Request - Determine how many lines contain the string "React", then reply with that figure only.

Data lines -
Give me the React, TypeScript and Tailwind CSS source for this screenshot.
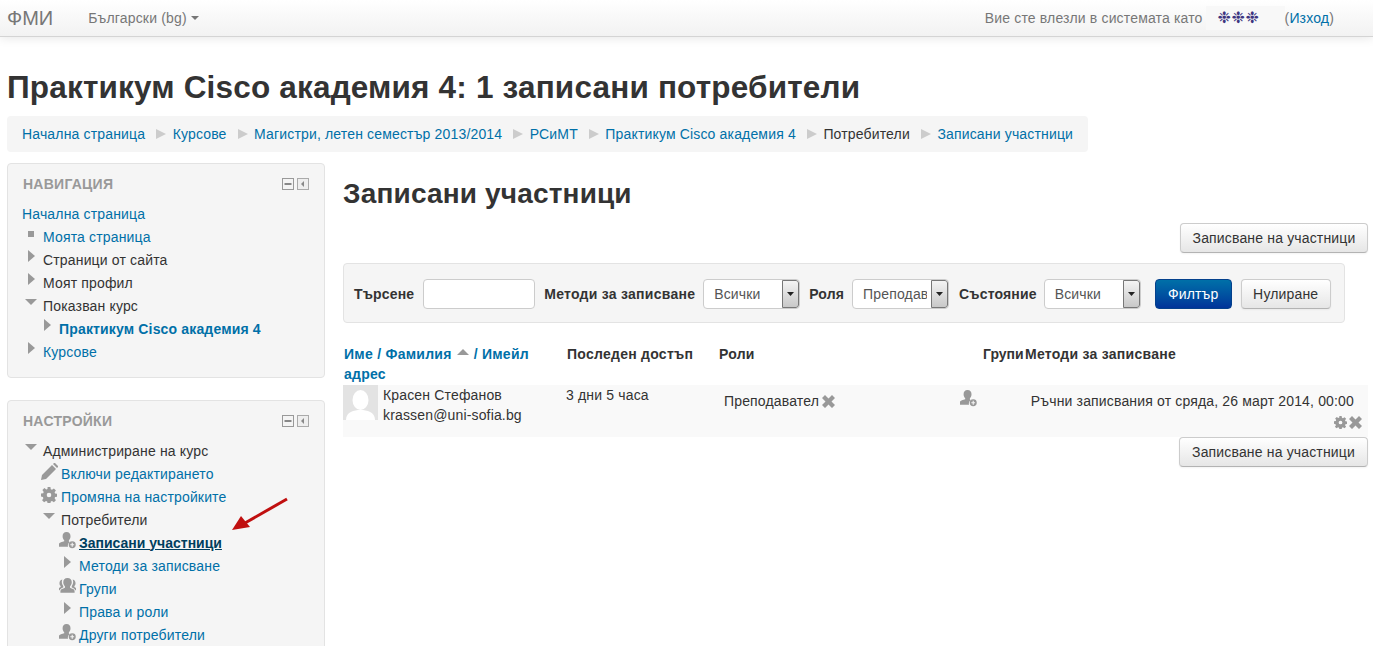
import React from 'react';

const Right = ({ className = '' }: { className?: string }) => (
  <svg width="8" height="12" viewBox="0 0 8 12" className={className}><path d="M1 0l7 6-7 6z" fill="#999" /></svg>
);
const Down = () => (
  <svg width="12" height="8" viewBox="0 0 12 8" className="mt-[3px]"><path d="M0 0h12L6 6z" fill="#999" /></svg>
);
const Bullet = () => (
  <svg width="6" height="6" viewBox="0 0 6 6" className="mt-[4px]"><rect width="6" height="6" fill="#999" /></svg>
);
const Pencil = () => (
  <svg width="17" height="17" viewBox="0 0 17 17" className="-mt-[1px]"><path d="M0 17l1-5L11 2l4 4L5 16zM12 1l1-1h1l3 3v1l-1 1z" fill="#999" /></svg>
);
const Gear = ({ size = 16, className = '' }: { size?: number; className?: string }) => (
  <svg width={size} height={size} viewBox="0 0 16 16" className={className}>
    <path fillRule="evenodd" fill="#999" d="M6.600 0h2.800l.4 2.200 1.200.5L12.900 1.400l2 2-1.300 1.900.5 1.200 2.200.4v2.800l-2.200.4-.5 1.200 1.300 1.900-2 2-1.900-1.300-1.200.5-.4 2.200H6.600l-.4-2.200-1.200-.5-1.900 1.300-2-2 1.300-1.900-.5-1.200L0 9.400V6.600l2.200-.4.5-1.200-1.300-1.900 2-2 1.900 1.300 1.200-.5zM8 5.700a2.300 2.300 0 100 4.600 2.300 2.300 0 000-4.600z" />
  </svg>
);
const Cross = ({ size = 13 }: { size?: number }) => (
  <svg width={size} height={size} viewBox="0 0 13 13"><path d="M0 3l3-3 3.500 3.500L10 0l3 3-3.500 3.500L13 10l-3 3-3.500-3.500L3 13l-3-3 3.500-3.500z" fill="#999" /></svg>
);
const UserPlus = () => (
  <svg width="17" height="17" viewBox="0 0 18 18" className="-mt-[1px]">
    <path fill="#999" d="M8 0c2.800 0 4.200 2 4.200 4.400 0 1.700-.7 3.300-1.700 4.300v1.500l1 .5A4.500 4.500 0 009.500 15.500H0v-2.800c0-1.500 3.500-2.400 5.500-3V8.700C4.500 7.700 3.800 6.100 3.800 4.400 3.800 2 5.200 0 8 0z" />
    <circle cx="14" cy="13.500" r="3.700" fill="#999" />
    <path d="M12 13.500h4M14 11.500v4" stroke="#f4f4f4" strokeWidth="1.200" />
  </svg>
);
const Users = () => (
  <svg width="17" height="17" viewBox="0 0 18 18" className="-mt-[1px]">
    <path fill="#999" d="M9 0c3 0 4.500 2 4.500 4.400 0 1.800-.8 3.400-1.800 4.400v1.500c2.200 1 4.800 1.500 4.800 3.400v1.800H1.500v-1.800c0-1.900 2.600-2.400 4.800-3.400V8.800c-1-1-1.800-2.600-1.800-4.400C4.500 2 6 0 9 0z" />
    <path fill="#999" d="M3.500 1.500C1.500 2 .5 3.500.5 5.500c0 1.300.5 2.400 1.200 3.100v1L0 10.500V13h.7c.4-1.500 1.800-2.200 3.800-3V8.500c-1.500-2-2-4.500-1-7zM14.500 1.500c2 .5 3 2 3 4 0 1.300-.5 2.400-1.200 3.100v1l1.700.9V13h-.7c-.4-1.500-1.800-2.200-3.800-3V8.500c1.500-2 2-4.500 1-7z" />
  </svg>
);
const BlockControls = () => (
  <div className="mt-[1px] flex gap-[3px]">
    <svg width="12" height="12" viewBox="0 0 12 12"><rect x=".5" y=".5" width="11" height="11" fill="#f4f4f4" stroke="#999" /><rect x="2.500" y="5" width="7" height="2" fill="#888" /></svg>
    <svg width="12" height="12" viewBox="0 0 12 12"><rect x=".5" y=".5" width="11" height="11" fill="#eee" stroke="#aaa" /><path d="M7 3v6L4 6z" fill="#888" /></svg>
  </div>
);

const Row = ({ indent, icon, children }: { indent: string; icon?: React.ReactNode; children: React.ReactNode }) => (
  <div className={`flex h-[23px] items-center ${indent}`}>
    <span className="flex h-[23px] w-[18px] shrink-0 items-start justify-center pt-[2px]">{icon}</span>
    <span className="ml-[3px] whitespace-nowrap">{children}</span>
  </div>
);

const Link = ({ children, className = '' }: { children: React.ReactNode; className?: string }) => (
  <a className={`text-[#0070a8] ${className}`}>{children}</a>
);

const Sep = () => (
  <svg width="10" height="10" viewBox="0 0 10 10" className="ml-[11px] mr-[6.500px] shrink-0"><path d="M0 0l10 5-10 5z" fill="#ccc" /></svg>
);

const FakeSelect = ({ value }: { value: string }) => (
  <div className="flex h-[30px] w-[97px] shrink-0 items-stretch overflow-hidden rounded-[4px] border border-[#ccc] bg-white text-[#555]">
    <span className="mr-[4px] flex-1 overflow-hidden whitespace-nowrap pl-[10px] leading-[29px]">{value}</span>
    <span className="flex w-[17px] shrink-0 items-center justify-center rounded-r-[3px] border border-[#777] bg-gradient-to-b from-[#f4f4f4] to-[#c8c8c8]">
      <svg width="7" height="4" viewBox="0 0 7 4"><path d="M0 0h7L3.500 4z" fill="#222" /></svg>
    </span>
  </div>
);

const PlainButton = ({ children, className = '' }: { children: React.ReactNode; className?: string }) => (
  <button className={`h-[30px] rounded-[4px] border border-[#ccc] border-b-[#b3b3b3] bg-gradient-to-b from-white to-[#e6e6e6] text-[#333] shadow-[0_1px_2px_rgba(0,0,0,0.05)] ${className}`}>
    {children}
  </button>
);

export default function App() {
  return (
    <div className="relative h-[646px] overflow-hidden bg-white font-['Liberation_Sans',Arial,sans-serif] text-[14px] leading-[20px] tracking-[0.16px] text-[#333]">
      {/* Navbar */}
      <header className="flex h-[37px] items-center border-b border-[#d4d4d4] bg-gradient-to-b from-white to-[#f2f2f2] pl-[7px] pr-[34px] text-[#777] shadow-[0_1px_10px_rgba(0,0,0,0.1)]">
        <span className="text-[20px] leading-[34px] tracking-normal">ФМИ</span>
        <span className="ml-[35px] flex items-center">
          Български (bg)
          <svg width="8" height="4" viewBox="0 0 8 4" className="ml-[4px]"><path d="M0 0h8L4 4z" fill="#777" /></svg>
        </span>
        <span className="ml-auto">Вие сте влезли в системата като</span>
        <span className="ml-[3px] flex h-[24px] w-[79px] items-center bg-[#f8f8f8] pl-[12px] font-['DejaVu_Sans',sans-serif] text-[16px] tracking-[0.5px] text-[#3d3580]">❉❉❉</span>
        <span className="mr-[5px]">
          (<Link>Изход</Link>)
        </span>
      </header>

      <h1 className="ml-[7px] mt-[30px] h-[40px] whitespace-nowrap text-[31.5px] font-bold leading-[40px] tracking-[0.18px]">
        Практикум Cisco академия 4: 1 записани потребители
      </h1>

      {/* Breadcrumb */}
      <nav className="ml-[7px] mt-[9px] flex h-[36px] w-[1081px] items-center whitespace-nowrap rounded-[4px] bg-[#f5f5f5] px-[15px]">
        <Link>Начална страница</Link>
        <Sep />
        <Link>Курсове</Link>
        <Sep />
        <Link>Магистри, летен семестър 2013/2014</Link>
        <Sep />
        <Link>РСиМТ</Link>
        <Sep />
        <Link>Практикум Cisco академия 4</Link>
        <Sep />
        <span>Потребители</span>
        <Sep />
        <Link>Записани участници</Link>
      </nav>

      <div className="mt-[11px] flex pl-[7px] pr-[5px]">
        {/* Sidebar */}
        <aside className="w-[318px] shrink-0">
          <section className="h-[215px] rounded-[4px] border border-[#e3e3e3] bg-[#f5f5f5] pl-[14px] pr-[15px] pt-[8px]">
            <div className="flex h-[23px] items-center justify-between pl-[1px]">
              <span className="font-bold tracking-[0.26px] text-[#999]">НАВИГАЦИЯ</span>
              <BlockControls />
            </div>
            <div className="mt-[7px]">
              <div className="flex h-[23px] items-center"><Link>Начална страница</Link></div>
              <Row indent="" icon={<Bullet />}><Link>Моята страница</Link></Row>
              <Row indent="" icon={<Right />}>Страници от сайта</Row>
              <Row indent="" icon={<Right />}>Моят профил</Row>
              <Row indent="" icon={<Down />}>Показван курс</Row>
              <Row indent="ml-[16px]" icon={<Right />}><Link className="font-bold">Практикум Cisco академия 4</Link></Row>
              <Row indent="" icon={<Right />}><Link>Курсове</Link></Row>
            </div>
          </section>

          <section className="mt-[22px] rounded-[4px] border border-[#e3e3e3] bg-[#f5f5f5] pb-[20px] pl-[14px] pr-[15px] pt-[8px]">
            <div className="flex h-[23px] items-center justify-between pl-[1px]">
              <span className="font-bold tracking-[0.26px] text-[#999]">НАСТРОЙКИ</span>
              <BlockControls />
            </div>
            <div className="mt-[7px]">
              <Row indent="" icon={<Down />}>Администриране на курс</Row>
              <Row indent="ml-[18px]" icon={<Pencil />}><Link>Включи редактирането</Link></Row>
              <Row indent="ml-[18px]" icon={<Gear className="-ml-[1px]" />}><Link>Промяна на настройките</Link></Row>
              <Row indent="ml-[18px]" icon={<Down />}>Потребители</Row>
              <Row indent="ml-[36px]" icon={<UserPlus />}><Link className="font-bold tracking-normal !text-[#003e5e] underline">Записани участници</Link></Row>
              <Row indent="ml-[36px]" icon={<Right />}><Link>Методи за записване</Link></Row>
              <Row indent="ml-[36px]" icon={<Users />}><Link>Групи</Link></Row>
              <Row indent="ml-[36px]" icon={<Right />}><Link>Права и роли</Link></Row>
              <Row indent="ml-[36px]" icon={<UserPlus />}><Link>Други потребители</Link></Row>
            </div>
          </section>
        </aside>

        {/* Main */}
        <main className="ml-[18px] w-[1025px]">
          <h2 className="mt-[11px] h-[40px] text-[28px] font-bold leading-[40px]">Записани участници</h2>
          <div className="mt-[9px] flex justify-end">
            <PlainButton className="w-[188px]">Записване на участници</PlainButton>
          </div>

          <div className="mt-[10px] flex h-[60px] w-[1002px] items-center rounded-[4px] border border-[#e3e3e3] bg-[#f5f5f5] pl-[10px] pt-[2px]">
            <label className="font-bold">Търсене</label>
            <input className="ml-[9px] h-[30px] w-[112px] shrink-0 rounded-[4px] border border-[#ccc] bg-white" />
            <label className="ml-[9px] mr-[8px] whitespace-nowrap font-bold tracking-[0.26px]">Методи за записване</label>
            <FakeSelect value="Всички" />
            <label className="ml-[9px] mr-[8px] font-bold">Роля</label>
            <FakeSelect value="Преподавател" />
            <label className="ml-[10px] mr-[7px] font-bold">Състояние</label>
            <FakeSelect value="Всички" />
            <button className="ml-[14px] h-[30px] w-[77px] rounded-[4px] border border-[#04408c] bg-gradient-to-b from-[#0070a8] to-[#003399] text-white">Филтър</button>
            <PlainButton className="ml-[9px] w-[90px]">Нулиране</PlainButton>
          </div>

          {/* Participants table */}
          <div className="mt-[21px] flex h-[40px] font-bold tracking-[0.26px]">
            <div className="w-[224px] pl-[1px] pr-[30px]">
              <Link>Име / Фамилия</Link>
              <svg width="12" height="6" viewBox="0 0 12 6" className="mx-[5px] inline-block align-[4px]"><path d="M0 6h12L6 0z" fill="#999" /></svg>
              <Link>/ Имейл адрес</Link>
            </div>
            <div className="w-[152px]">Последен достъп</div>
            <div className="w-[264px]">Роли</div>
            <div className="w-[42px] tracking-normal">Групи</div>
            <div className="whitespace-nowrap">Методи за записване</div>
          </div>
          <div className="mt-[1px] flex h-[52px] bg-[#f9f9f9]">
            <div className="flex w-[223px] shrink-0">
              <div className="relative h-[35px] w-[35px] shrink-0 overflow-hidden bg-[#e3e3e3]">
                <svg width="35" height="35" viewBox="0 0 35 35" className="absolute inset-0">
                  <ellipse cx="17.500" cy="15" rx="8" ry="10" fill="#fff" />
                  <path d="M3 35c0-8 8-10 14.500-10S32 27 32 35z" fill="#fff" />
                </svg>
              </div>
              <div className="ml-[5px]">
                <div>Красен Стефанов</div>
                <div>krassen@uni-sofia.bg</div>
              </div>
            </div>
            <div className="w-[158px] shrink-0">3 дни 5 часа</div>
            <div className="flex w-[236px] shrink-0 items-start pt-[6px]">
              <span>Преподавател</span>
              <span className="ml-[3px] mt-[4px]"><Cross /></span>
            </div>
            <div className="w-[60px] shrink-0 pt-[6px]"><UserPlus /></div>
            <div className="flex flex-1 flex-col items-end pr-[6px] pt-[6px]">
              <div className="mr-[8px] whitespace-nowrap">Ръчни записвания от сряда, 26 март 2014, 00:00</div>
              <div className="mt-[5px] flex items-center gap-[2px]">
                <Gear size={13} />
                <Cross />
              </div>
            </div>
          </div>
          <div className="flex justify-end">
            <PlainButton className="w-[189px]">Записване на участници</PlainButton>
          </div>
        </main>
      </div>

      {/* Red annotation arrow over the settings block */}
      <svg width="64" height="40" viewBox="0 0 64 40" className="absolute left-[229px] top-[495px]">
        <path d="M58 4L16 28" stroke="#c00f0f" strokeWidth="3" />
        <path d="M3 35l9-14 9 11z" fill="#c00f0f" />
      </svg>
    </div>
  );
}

Answer to the exercise - 5